Latin@ State of the Union Address

September 30, 2008


I assumed the position of President last spring, but have been with Alianza since September 2005.  I ran on a platform of creating a familial atmosphere for everyone and uniting la communidad.  Like Spiderman, “with great power, comes great responsibility.”  Since I got off the plane at the O’Hare Airport, I have had to double-dutch back into the thick of things – it has been a beyond busy two weeks.  But I love it.

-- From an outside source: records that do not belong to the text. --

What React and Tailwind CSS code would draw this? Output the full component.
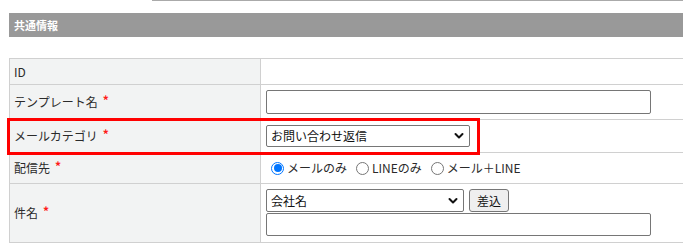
import React from "react";

function Chevron() {
  return (
    <svg width="10" height="7" viewBox="0 0 10 7" className="absolute right-[5px] top-1/2 -translate-y-1/2">
      <polyline points="1.5,1.5 5,5 8.5,1.5" fill="none" stroke="#111" strokeWidth="2" strokeLinecap="round" strokeLinejoin="round" />
    </svg>
  );
}

function FakeSelect({ value, w, h }) {
  return (
    <div className={`relative ${w} ${h} border border-[#767676] rounded-[2px] bg-white flex items-center pl-[4px] text-[12px] text-[#111]`}>
      <span className="leading-none">{value}</span>
      <Chevron />
    </div>
  );
}

function Req() {
  return <span className="text-[#ff1a1a] text-[12px] font-bold ml-[5px] relative -top-[2px]">*</span>;
}

function Label({ children, req }) {
  return (
    <div className="w-[251px] shrink-0 border-r border-[#d0d0d0] bg-[#f2f3f3] flex items-center pl-[4px] text-[12px] text-[#2a2a2a]">
      <span>{children}</span>
      {req && <Req />}
    </div>
  );
}

function Radio({ checked, label }) {
  return (
    <label className="flex items-center">
      <span
        className={`ml-[5px] mr-[3px] w-[13px] h-[13px] rounded-full flex items-center justify-center bg-white ${
          checked ? "border-[1.5px] border-[#0075ff]" : "border border-[#767676]"
        }`}
      >
        {checked && <span className="w-[8px] h-[8px] rounded-full bg-[#0075ff]" />}
      </span>
      <span className="text-[12px] text-[#2a2a2a] mr-[4px]">{label}</span>
    </label>
  );
}

export default function App() {
  return (
    <div className="relative w-[683px] h-[250px] overflow-hidden bg-white font-['Noto_Sans_CJK_JP','Noto_Sans',sans-serif] leading-[16px]">
      <div className="ml-[152px] h-px bg-[#aaaaaa]" />
      <div className="mt-[12px] ml-[9px] h-[24px] bg-[#999999] flex items-center pl-[5px] text-white font-bold text-[11px]">
        共通情報
      </div>
      <div className="mt-[21px] ml-[9px] w-[720px] border-t border-l border-[#d0d0d0]">
        <div className="flex h-[26px] border-b border-[#d0d0d0]">
          <Label>ID</Label>
          <div className="flex-1" />
        </div>
        <div className="flex h-[35px] border-b border-[#d0d0d0]">
          <Label req>テンプレート名</Label>
          <div className="flex-1 pl-[5px] pt-[5px]">
            <div className="w-[385px] h-[24px] border border-[#767676] rounded-[2px] bg-white" />
          </div>
        </div>
        <div className="flex h-[33px] border-b border-[#d0d0d0]">
          <Label req>メールカテゴリ</Label>
          <div className="flex-1 pl-[5px] pt-[5px]">
            <FakeSelect value="お問い合わせ返信" w="w-[204px]" h="h-[22px]" />
          </div>
        </div>
        <div className="flex h-[31px] border-b border-[#d0d0d0]">
          <Label req>配信先</Label>
          <div className="flex-1 flex items-center pl-[5px]">
            <Radio checked label="メールのみ" />
            <Radio label="LINEのみ" />
            <Radio label="メール＋LINE" />
          </div>
        </div>
        <div className="flex h-[59px] border-b border-[#d0d0d0]">
          <Label req>件名</Label>
          <div className="flex-1 pl-[5px] pt-[5px] flex flex-col">
            <div className="flex items-center gap-[5px]">
              <FakeSelect value="会社名" w="w-[198px]" h="h-[23px]" />
              <button className="w-[40px] h-[23px] border border-[#767676] rounded-[3px] bg-[#efefef] text-[12px] text-[#111] flex items-center justify-center">
                差込
              </button>
            </div>
            <div className="mt-[1px] w-[385px] h-[23px] border border-[#767676] rounded-[2px] bg-white" />
          </div>
        </div>
      </div>
      <div className="absolute left-[7px] top-[118px] w-[473px] h-[37px] border-[3px] border-[#ff0000]" />
    </div>
  );
}
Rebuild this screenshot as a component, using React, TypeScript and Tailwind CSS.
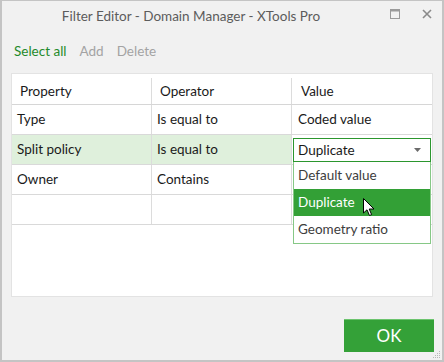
import React from 'react';

const rows = [
  { prop: 'Type', op: 'Is equal to', value: 'Coded value' },
  { prop: 'Split policy', op: 'Is equal to', value: 'Duplicate', active: true },
  { prop: 'Owner', op: 'Contains', value: '' },
  { prop: '', op: '', value: '' },
];

const options = ['Default value', 'Duplicate', 'Geometry ratio'];

function Cursor() {
  return (
    <svg className="absolute left-[69px] top-[9px]" width="12" height="19" viewBox="0 0 12 19">
      <path d="M0.5 0.5 L0.5 15 L4 11.8 L6.5 17.5 L8.6 16.6 L6.2 11 L11 11 Z" fill="#fff" stroke="#000" strokeWidth="1" strokeLinejoin="round" />
    </svg>
  );
}

export default function App() {
  return (
    <div
      className="w-[444px] h-[362px] bg-[#f1f1f1] border-l-2 border-r-2 border-b-2 border-t border-[#c4c4c4] flex flex-col relative overflow-hidden"
      style={{ fontFamily: 'Lato, "Noto Sans", sans-serif' }}
    >
      {/* title bar */}
      <div className="h-[30px] flex items-center relative shrink-0">
        <div className="flex-1 text-center text-[13.5px] text-[#5c5c5c] pr-[62px]">Filter Editor - Domain Manager - XTools Pro</div>
        <div className="absolute right-[10px] top-[8px] flex items-center gap-[22px]">
          <svg width="10" height="10" viewBox="0 0 10 10">
            <rect x="0.5" y="0.5" width="9" height="9" fill="none" stroke="#9a9a9a" />
            <rect x="0.5" y="0.5" width="9" height="2" fill="#9a9a9a" />
          </svg>
          <svg width="10" height="10" viewBox="0 0 10 10">
            <path d="M1 1 L9 9 M9 1 L1 9" stroke="#8a8a8a" strokeWidth="1.6" />
          </svg>
        </div>
      </div>

      {/* toolbar */}
      <div className="h-[42px] flex items-center gap-[13px] px-[12px] text-[13.5px] shrink-0 pb-[2px]">
        <span className="text-[#1f8a2a]">Select all</span>
        <span className="text-[#a3a3a3]">Add</span>
        <span className="text-[#a3a3a3]">Delete</span>
      </div>

      {/* grid */}
      <div className="mx-[9px] h-[224px] bg-white border border-[#e3e3e3] relative shrink-0 text-[13.5px] text-[#1a1a1a]">
        <div className="grid grid-cols-[140px_140px_1fr] h-[31px] border-b border-[#d6d6d6]">
          <div className="flex items-center pl-[8px] border-r border-[#dcdcdc] mt-[4px]">Property</div>
          <div className="flex items-center pl-[8px] border-r border-[#dcdcdc] mt-[4px]">Operator</div>
          <div className="flex items-center pl-[9px] mt-[4px]">Value</div>
        </div>
        {rows.map((r, i) => (
          <div key={i} className={`grid grid-cols-[140px_140px_1fr] h-[30px] border-b border-[#d9d9d9] ${r.active ? 'bg-[#dff0dc]' : ''}`}>
            <div className="flex items-center pl-[5px] border-r border-[#dcdcdc]">{r.prop}</div>
            <div className="flex items-center pl-[5px] border-r border-[#dcdcdc]">{r.op}</div>
            {r.active ? (
              <div className="bg-white pl-[1px] pr-[1px] pt-[3px] pb-[2px] relative">
                <div className="h-[24px] border border-[#2b962e] flex items-center pl-[4px] pr-[9px] justify-between">
                  <span>Duplicate</span>
                  <svg width="7" height="4" viewBox="0 0 7 4"><path d="M0 0 L7 0 L3.5 4 Z" fill="#6b6b6b" /></svg>
                </div>
                <div className="absolute left-[1px] right-[1px] top-[27px] bg-white border border-[#86c886] border-t-0 z-10 text-[#3d3d3d]">
                  {options.map((o) => (
                    <div
                      key={o}
                      className={`h-[27px] flex items-center pl-[4px] relative ${o === 'Duplicate' ? 'bg-[#33a036] text-white' : ''}`}
                    >
                      {o}
                      {o === 'Duplicate' && <Cursor />}
                    </div>
                  ))}
                </div>
              </div>
            ) : (
              <div className="flex items-center pl-[6px]">{r.value}</div>
            )}
          </div>
        ))}
      </div>

      {/* footer */}
      <div className="flex-1 flex items-end justify-end pr-[8px] pb-[8px]">
        <button className="w-[90px] h-[33px] bg-[#34a138] border-t border-[#6cc46e] text-white text-[17px] flex items-center justify-center">
          OK
        </button>
      </div>

      {/* resize grip */}
      <svg className="absolute right-[1px] bottom-[1px]" width="8" height="8" viewBox="0 0 8 8">
        {[
          [6, 0], [6, 2], [4, 2], [6, 4], [4, 4], [2, 4], [6, 6], [4, 6], [2, 6], [0, 6],
        ].map(([x, y], k) => (
          <rect key={k} x={x} y={y} width="1" height="1" fill="#b8b8b8" />
        ))}
      </svg>
    </div>
  );
}
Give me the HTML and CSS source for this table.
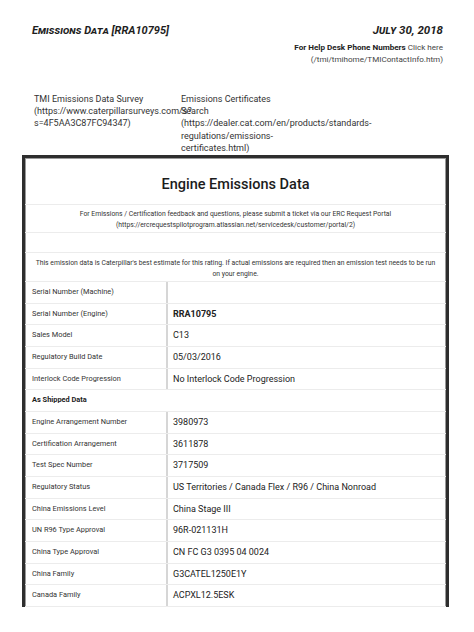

I want to remind everyone that my Executive Board, Christian Yañez and I are here to serve you.  Like I’ve been telling several listening ears – and trust me, the podium is set and the microphone is on – I want to hear your concerns, constructive criticisms and praise.  Let this be the year that we unite not only our Latin@ community, but the entire multicultural community and the greater Northwestern University campus.  With a 5-0 current standing in football, why aren’t we uniting and rejoicing life, hand-in-hand?  If I, personally, cannot reap the benefits of our altruism, then the future incoming classes will.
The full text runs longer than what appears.